Almost 200 colleges, including several outside the U.S., have so far told the National Association for College Admission Counseling that they have open slots for fall 2021.
The admissions trade group released its annual College Openings Update on Thursday, more than a week ahead of schedule, citing "high demand." It includes schools with available seats, housing and aid.
More than 700 institutions reported open spots as of May 1 last year, signaling enrollment uncertainty brought by the pandemic.
NACAC expects more colleges to join the list by early May. The first of that month has traditionally been the deadline for students to commit to schools that don't offer rolling admissions. But that date has become increasingly less relevant, especially after NACAC in fall 2019 changed its ethics code to give institutions more freedom to woo and enroll students after they picked a school.
NACAC did this in response to the U.S. Department of Justice investigating its admissions practices. The organization settled a related lawsuit with the Justice Department in early 2020.
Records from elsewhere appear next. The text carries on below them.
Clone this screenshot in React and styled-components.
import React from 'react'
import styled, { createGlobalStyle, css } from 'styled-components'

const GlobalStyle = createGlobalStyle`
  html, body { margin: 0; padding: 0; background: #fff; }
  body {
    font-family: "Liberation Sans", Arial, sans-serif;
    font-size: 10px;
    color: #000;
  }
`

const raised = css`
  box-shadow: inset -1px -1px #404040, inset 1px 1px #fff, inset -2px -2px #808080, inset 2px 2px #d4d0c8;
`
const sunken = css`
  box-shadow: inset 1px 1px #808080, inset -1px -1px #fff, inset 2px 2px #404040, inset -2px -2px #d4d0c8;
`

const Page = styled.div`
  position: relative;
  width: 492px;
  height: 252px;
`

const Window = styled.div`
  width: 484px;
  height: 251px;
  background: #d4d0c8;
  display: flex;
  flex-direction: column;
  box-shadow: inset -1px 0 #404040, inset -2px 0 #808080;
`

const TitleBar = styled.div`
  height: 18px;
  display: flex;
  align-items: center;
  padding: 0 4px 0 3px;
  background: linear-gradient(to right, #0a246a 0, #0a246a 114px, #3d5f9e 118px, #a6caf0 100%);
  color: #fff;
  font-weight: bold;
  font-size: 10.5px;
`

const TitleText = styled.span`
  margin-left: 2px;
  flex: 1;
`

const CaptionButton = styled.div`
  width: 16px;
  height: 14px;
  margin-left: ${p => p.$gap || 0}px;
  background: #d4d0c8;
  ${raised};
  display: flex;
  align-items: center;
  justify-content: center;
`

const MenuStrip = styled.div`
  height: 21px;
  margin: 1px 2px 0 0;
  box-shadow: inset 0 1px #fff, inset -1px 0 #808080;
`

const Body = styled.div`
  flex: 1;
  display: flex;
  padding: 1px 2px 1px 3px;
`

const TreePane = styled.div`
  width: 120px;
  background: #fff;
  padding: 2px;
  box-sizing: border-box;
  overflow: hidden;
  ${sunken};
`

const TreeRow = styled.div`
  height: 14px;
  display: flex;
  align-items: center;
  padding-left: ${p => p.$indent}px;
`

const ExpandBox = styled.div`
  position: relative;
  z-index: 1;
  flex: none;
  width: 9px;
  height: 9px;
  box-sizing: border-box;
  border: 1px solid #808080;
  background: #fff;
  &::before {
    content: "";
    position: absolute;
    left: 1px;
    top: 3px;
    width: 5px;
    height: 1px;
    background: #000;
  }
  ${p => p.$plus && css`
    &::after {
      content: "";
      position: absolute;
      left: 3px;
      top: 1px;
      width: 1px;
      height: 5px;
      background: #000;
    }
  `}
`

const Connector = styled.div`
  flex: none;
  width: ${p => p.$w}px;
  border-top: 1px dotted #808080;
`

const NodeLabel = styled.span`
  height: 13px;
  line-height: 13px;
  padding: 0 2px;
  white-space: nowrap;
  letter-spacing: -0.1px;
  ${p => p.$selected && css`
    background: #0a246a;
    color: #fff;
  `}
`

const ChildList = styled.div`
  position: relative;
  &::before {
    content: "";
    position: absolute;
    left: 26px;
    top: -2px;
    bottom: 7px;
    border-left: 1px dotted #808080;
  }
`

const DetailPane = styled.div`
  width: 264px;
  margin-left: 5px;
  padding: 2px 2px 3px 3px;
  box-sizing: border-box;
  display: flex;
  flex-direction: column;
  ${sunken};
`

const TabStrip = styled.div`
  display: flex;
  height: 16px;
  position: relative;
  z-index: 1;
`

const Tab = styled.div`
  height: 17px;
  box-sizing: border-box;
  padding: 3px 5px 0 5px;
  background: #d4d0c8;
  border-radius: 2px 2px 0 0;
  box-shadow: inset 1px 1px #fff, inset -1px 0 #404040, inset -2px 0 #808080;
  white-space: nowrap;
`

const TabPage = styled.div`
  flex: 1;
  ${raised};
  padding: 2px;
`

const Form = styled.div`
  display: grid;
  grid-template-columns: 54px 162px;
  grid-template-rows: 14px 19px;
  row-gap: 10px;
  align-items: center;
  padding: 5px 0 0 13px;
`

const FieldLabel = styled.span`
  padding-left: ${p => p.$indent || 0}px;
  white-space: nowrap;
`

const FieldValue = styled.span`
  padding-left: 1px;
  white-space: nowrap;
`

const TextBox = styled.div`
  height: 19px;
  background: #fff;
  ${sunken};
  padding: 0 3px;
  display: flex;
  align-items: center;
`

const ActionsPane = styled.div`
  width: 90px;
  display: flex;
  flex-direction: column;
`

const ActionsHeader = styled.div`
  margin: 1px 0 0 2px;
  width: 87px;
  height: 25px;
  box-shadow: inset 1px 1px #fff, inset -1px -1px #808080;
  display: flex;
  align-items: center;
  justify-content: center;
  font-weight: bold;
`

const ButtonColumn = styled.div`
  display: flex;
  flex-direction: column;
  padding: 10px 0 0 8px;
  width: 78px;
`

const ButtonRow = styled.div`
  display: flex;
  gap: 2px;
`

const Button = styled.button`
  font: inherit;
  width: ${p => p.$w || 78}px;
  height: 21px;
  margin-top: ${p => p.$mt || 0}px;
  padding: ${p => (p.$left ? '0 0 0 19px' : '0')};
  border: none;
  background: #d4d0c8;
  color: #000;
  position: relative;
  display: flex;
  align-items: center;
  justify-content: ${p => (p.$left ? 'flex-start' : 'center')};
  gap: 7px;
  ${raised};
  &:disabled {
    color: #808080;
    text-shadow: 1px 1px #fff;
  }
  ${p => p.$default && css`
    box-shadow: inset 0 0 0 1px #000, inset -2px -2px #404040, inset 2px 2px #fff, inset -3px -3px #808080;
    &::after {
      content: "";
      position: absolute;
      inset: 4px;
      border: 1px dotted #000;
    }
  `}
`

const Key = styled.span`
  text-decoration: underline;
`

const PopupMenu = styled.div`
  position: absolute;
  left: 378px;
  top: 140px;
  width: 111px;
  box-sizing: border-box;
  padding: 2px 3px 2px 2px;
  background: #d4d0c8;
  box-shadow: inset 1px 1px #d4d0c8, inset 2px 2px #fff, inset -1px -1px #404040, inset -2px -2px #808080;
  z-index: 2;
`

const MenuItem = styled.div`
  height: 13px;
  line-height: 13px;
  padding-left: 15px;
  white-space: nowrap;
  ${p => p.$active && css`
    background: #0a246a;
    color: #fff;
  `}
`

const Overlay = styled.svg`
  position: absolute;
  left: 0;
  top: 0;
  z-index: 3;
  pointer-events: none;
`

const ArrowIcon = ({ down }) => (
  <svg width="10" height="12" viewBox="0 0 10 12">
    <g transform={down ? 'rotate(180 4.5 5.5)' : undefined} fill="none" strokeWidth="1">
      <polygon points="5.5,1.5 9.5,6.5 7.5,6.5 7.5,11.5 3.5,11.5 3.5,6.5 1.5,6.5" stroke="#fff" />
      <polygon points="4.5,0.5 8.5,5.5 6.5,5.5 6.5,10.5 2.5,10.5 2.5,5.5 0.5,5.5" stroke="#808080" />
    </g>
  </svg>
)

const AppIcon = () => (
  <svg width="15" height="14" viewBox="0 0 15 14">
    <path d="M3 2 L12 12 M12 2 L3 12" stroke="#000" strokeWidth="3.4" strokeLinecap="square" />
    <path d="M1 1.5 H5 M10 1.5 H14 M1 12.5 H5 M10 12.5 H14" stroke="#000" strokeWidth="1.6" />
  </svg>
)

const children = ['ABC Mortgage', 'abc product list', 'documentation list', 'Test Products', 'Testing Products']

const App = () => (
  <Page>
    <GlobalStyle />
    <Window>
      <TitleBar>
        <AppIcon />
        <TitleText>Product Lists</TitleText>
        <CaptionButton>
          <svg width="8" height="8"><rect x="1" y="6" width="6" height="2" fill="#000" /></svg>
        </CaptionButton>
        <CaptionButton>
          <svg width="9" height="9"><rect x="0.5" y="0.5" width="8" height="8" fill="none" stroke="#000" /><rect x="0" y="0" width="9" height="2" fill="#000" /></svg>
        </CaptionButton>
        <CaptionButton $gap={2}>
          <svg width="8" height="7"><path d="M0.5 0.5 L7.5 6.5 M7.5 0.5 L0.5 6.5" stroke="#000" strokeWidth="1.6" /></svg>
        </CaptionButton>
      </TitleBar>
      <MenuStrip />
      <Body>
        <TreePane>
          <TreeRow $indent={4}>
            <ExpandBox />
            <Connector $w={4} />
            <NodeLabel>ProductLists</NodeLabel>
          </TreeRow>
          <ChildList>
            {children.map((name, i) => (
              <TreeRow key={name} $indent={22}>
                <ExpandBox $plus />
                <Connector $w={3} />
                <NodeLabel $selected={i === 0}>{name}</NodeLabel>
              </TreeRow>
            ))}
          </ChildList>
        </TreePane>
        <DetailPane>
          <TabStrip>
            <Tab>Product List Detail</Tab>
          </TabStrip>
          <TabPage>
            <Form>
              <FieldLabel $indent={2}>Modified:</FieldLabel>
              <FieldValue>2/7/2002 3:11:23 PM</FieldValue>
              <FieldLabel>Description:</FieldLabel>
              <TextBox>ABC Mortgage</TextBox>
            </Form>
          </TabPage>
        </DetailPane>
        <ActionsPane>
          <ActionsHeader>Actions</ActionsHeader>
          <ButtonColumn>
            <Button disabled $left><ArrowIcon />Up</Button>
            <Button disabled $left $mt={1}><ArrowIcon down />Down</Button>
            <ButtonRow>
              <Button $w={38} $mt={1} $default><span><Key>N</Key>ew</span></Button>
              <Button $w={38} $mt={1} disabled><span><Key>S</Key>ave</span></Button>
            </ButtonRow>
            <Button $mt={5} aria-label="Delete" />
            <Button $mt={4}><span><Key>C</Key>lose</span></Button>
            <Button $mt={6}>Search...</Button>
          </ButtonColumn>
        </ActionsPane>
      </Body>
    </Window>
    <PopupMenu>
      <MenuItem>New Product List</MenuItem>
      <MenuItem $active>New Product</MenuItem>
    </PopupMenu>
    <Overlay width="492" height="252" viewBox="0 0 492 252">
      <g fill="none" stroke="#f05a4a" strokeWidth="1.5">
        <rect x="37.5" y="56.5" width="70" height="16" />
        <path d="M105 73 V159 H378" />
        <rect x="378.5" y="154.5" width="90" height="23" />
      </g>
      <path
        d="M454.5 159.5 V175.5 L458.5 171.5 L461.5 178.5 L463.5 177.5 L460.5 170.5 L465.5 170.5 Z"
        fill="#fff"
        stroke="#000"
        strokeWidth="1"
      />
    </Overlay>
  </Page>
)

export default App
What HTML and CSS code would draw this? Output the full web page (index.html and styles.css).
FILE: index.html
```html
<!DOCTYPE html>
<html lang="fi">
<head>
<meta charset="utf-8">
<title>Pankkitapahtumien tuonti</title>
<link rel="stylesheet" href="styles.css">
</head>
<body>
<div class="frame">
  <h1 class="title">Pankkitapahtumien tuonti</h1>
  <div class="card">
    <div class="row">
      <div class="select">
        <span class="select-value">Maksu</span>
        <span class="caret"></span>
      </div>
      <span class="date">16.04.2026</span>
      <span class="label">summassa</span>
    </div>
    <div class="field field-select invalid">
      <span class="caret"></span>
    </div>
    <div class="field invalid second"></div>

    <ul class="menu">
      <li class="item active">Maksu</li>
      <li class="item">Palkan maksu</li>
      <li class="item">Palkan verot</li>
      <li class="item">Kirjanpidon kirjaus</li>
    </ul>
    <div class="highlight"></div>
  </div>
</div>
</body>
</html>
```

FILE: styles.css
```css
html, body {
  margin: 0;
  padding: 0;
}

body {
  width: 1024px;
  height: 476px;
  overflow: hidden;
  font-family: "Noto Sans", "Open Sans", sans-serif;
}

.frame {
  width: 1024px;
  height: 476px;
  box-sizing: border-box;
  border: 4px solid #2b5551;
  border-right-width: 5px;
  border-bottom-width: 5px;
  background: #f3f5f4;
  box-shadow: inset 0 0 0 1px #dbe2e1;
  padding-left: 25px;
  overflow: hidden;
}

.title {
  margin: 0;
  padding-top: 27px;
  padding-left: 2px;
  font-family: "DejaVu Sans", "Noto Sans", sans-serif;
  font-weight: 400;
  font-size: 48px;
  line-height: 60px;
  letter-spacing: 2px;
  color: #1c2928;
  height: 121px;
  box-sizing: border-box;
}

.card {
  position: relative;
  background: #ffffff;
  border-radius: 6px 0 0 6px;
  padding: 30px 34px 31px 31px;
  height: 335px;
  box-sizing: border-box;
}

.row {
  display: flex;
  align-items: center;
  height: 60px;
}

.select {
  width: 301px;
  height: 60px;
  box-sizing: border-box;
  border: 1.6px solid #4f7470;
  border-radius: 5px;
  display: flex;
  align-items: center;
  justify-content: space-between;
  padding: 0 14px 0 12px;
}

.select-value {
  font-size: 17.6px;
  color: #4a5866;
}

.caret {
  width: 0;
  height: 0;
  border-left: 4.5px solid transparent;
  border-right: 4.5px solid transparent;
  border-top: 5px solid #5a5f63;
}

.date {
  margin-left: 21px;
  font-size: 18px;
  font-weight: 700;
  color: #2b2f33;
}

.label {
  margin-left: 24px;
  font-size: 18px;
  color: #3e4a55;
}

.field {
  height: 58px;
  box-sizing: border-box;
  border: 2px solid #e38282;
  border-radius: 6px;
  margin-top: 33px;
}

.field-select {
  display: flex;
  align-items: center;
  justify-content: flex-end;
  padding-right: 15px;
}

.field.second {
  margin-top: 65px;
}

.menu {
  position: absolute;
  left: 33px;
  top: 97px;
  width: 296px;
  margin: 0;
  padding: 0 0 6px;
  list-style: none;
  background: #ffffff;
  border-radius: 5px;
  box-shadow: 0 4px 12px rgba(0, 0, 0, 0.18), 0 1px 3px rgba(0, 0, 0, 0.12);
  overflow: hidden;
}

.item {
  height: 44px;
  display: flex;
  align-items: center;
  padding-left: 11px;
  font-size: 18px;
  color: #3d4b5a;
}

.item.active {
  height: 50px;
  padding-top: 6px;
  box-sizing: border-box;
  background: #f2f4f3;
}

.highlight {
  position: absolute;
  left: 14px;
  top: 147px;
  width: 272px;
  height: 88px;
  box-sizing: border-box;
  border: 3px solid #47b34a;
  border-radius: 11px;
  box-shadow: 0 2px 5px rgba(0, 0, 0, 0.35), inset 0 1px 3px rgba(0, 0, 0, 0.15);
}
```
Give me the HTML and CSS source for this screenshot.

For the first time in its history, the database indicates whether colleges extended their commitment deadline past May 1.
"Because of the extraordinary disruptions of the past year, many terrific institutions are still seeking students for fall enrollment," Melissa Clinedinst, NACAC's director of research and grants, said in a statement. "Seeing this resource may help ease the college application stress that many students are experiencing."
Clinedinst said in an email that NACAC expects the number of schools on the list will "increase substantially" after May 1. She said the group released the list early in response to demand from institutions that were interested in being on it, as well as from counselors who are helping students find a college.
Some colleges listed in the database have rolling admissions, while availability at others is expected to shift after May 1. The group said institutions will report such changes. The list will remain on NACAC's website until the end of July.
More than 770 institutions were listed in the database last year, NACAC said in a release Thursday. In 2019, a little more than 400 had open spots. Policy experts largely attributed the increase in 2020 to questions around how the health crisis would affect enrollment.
Undergraduate enrollment was down nearly 4% in the fall from the year before, with the brunt of the losses among community college students.
This story has been updated with an additional comment from NACAC.